• Aim of the task
Return each line of the data below exactly, omitting any pictures.
════════════════════
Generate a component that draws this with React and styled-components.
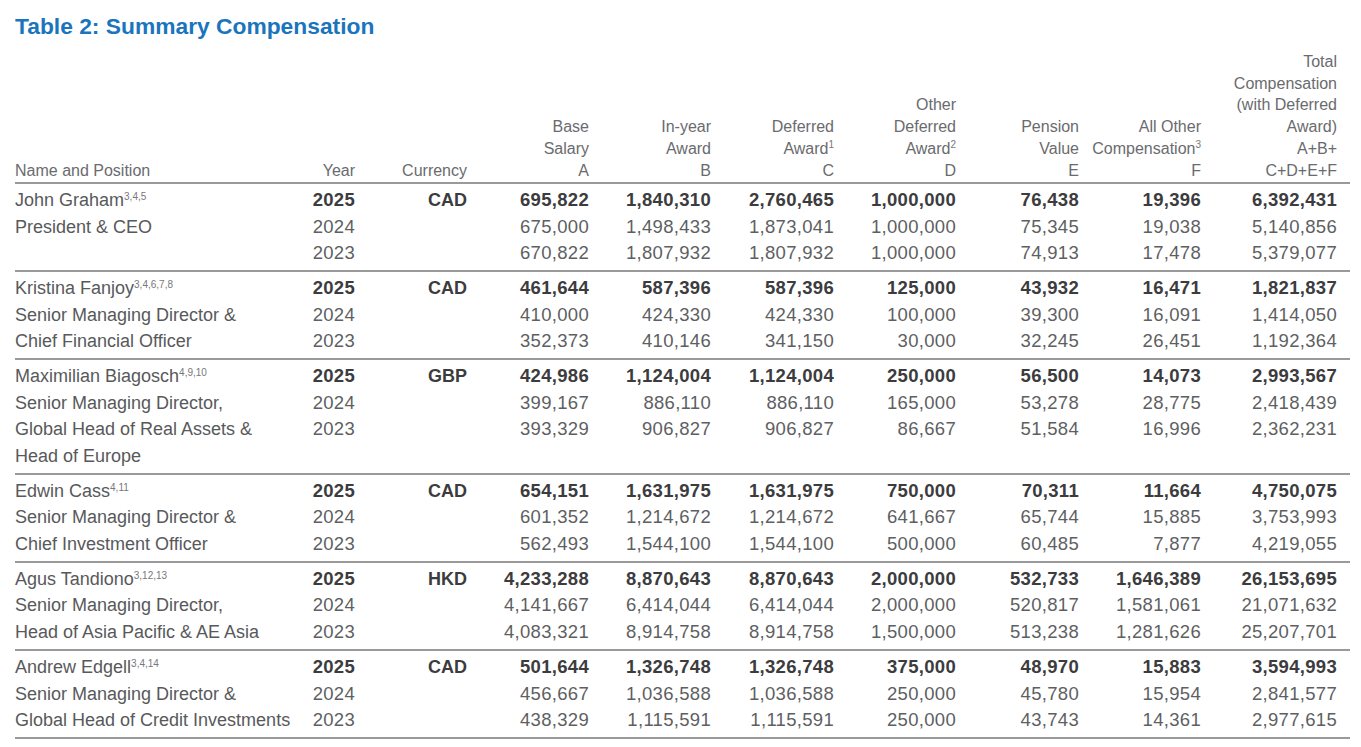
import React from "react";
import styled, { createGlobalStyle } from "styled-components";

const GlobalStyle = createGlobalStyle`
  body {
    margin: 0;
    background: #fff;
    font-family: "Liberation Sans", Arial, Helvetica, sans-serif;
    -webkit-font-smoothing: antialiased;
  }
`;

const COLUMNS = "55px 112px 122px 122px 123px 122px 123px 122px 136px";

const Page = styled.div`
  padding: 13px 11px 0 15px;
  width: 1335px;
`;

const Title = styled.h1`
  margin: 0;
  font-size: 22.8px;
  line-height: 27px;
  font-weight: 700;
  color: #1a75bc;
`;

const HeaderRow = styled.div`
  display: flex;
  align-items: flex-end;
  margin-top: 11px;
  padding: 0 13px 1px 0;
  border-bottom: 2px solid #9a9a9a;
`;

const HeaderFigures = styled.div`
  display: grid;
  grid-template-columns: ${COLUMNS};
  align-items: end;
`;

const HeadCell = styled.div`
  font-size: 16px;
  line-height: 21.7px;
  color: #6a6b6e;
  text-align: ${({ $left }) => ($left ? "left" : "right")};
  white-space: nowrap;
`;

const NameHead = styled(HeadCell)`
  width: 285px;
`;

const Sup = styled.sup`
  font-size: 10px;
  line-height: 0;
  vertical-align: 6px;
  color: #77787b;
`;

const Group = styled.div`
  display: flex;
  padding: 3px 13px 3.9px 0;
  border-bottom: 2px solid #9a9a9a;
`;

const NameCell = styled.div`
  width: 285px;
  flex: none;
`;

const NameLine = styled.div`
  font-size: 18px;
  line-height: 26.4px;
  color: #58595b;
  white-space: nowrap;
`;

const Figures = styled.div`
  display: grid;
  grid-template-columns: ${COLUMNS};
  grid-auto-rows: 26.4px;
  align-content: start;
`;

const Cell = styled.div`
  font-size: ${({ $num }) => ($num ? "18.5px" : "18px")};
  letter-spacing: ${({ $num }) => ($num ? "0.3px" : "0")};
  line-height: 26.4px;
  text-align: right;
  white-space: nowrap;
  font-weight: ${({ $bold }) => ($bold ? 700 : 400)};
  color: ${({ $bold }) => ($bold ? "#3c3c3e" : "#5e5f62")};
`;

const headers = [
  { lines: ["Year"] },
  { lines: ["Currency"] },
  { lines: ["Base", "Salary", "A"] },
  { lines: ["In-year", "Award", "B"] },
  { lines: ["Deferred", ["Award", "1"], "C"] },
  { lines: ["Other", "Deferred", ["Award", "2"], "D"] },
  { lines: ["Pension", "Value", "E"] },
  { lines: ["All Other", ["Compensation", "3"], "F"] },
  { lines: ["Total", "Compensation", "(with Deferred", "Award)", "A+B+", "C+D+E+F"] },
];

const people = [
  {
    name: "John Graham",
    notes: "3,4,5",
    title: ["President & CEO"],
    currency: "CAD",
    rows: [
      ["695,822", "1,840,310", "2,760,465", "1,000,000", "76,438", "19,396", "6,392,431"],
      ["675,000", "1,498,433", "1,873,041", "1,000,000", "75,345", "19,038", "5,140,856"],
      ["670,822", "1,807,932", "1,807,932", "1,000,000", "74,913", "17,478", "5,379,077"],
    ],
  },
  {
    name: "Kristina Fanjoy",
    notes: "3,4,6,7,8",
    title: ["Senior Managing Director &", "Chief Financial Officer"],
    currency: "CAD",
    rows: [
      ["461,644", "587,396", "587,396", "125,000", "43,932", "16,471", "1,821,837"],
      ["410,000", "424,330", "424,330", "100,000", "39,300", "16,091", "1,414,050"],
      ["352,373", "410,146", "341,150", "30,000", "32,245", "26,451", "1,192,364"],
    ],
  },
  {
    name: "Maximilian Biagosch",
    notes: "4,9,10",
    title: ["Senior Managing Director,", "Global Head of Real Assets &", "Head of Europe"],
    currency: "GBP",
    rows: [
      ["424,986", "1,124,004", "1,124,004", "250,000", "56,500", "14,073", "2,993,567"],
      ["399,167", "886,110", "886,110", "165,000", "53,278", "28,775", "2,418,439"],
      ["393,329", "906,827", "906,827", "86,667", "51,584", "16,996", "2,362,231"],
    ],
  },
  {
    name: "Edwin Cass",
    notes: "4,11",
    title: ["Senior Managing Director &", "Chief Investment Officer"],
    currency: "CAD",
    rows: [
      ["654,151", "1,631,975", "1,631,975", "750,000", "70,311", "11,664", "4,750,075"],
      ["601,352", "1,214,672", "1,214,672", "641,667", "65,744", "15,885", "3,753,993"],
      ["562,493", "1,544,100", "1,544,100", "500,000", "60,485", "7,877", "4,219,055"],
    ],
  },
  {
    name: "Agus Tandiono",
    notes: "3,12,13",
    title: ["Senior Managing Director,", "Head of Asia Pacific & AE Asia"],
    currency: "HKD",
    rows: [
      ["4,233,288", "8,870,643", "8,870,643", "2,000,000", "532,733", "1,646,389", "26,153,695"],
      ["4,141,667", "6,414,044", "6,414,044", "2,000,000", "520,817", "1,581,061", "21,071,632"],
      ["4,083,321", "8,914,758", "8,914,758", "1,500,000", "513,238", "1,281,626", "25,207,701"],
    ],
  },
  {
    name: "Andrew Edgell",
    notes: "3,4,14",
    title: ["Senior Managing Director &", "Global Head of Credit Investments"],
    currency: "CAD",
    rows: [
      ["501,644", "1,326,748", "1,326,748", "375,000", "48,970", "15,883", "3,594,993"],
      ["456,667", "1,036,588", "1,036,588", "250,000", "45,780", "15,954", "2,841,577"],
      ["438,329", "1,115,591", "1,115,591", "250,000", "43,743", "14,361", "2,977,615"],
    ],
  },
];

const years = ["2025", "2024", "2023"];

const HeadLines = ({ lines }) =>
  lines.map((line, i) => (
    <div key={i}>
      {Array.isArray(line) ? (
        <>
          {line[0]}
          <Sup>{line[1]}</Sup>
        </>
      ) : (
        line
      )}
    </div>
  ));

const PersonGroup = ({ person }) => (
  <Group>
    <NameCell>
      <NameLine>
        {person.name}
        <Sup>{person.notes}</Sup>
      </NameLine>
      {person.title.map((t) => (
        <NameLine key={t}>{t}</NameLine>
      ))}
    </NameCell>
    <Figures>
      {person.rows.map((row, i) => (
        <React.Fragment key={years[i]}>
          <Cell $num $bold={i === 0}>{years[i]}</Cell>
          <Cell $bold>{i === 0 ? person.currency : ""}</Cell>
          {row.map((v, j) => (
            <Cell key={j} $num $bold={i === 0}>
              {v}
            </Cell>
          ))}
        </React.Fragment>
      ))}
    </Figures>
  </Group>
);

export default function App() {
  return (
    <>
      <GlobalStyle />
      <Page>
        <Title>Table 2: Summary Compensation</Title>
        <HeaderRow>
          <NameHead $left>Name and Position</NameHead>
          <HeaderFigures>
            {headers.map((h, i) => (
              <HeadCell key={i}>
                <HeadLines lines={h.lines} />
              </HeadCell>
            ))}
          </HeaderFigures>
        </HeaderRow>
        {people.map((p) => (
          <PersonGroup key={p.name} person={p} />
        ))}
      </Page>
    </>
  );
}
════════════════════
• Answer below
Generate a component that draws this with React and styled-components.
import React from "react";
import styled, { createGlobalStyle } from "styled-components";

const GlobalStyle = createGlobalStyle`
  body {
    margin: 0;
    background: #fff;
    font-family: "Liberation Sans", Arial, Helvetica, sans-serif;
    -webkit-font-smoothing: antialiased;
  }
`;

const COLUMNS = "55px 112px 122px 122px 123px 122px 123px 122px 136px";

const Page = styled.div`
  padding: 13px 11px 0 15px;
  width: 1335px;
`;

const Title = styled.h1`
  margin: 0;
  font-size: 22.8px;
  line-height: 27px;
  font-weight: 700;
  color: #1a75bc;
`;

const HeaderRow = styled.div`
  display: flex;
  align-items: flex-end;
  margin-top: 11px;
  padding: 0 13px 1px 0;
  border-bottom: 2px solid #9a9a9a;
`;

const HeaderFigures = styled.div`
  display: grid;
  grid-template-columns: ${COLUMNS};
  align-items: end;
`;

const HeadCell = styled.div`
  font-size: 16px;
  line-height: 21.7px;
  color: #6a6b6e;
  text-align: ${({ $left }) => ($left ? "left" : "right")};
  white-space: nowrap;
`;

const NameHead = styled(HeadCell)`
  width: 285px;
`;

const Sup = styled.sup`
  font-size: 10px;
  line-height: 0;
  vertical-align: 6px;
  color: #77787b;
`;

const Group = styled.div`
  display: flex;
  padding: 3px 13px 3.9px 0;
  border-bottom: 2px solid #9a9a9a;
`;

const NameCell = styled.div`
  width: 285px;
  flex: none;
`;

const NameLine = styled.div`
  font-size: 18px;
  line-height: 26.4px;
  color: #58595b;
  white-space: nowrap;
`;

const Figures = styled.div`
  display: grid;
  grid-template-columns: ${COLUMNS};
  grid-auto-rows: 26.4px;
  align-content: start;
`;

const Cell = styled.div`
  font-size: ${({ $num }) => ($num ? "18.5px" : "18px")};
  letter-spacing: ${({ $num }) => ($num ? "0.3px" : "0")};
  line-height: 26.4px;
  text-align: right;
  white-space: nowrap;
  font-weight: ${({ $bold }) => ($bold ? 700 : 400)};
  color: ${({ $bold }) => ($bold ? "#3c3c3e" : "#5e5f62")};
`;

const headers = [
  { lines: ["Year"] },
  { lines: ["Currency"] },
  { lines: ["Base", "Salary", "A"] },
  { lines: ["In-year", "Award", "B"] },
  { lines: ["Deferred", ["Award", "1"], "C"] },
  { lines: ["Other", "Deferred", ["Award", "2"], "D"] },
  { lines: ["Pension", "Value", "E"] },
  { lines: ["All Other", ["Compensation", "3"], "F"] },
  { lines: ["Total", "Compensation", "(with Deferred", "Award)", "A+B+", "C+D+E+F"] },
];

const people = [
  {
    name: "John Graham",
    notes: "3,4,5",
    title: ["President & CEO"],
    currency: "CAD",
    rows: [
      ["695,822", "1,840,310", "2,760,465", "1,000,000", "76,438", "19,396", "6,392,431"],
      ["675,000", "1,498,433", "1,873,041", "1,000,000", "75,345", "19,038", "5,140,856"],
      ["670,822", "1,807,932", "1,807,932", "1,000,000", "74,913", "17,478", "5,379,077"],
    ],
  },
  {
    name: "Kristina Fanjoy",
    notes: "3,4,6,7,8",
    title: ["Senior Managing Director &", "Chief Financial Officer"],
    currency: "CAD",
    rows: [
      ["461,644", "587,396", "587,396", "125,000", "43,932", "16,471", "1,821,837"],
      ["410,000", "424,330", "424,330", "100,000", "39,300", "16,091", "1,414,050"],
      ["352,373", "410,146", "341,150", "30,000", "32,245", "26,451", "1,192,364"],
    ],
  },
  {
    name: "Maximilian Biagosch",
    notes: "4,9,10",
    title: ["Senior Managing Director,", "Global Head of Real Assets &", "Head of Europe"],
    currency: "GBP",
    rows: [
      ["424,986", "1,124,004", "1,124,004", "250,000", "56,500", "14,073", "2,993,567"],
      ["399,167", "886,110", "886,110", "165,000", "53,278", "28,775", "2,418,439"],
      ["393,329", "906,827", "906,827", "86,667", "51,584", "16,996", "2,362,231"],
    ],
  },
  {
    name: "Edwin Cass",
    notes: "4,11",
    title: ["Senior Managing Director &", "Chief Investment Officer"],
    currency: "CAD",
    rows: [
      ["654,151", "1,631,975", "1,631,975", "750,000", "70,311", "11,664", "4,750,075"],
      ["601,352", "1,214,672", "1,214,672", "641,667", "65,744", "15,885", "3,753,993"],
      ["562,493", "1,544,100", "1,544,100", "500,000", "60,485", "7,877", "4,219,055"],
    ],
  },
  {
    name: "Agus Tandiono",
    notes: "3,12,13",
    title: ["Senior Managing Director,", "Head of Asia Pacific & AE Asia"],
    currency: "HKD",
    rows: [
      ["4,233,288", "8,870,643", "8,870,643", "2,000,000", "532,733", "1,646,389", "26,153,695"],
      ["4,141,667", "6,414,044", "6,414,044", "2,000,000", "520,817", "1,581,061", "21,071,632"],
      ["4,083,321", "8,914,758", "8,914,758", "1,500,000", "513,238", "1,281,626", "25,207,701"],
    ],
  },
  {
    name: "Andrew Edgell",
    notes: "3,4,14",
    title: ["Senior Managing Director &", "Global Head of Credit Investments"],
    currency: "CAD",
    rows: [
      ["501,644", "1,326,748", "1,326,748", "375,000", "48,970", "15,883", "3,594,993"],
      ["456,667", "1,036,588", "1,036,588", "250,000", "45,780", "15,954", "2,841,577"],
      ["438,329", "1,115,591", "1,115,591", "250,000", "43,743", "14,361", "2,977,615"],
    ],
  },
];

const years = ["2025", "2024", "2023"];

const HeadLines = ({ lines }) =>
  lines.map((line, i) => (
    <div key={i}>
      {Array.isArray(line) ? (
        <>
          {line[0]}
          <Sup>{line[1]}</Sup>
        </>
      ) : (
        line
      )}
    </div>
  ));

const PersonGroup = ({ person }) => (
  <Group>
    <NameCell>
      <NameLine>
        {person.name}
        <Sup>{person.notes}</Sup>
      </NameLine>
      {person.title.map((t) => (
        <NameLine key={t}>{t}</NameLine>
      ))}
    </NameCell>
    <Figures>
      {person.rows.map((row, i) => (
        <React.Fragment key={years[i]}>
          <Cell $num $bold={i === 0}>{years[i]}</Cell>
          <Cell $bold>{i === 0 ? person.currency : ""}</Cell>
          {row.map((v, j) => (
            <Cell key={j} $num $bold={i === 0}>
              {v}
            </Cell>
          ))}
        </React.Fragment>
      ))}
    </Figures>
  </Group>
);

export default function App() {
  return (
    <>
      <GlobalStyle />
      <Page>
        <Title>Table 2: Summary Compensation</Title>
        <HeaderRow>
          <NameHead $left>Name and Position</NameHead>
          <HeaderFigures>
            {headers.map((h, i) => (
              <HeadCell key={i}>
                <HeadLines lines={h.lines} />
              </HeadCell>
            ))}
          </HeaderFigures>
        </HeaderRow>
        {people.map((p) => (
          <PersonGroup key={p.name} person={p} />
        ))}
      </Page>
    </>
  );
}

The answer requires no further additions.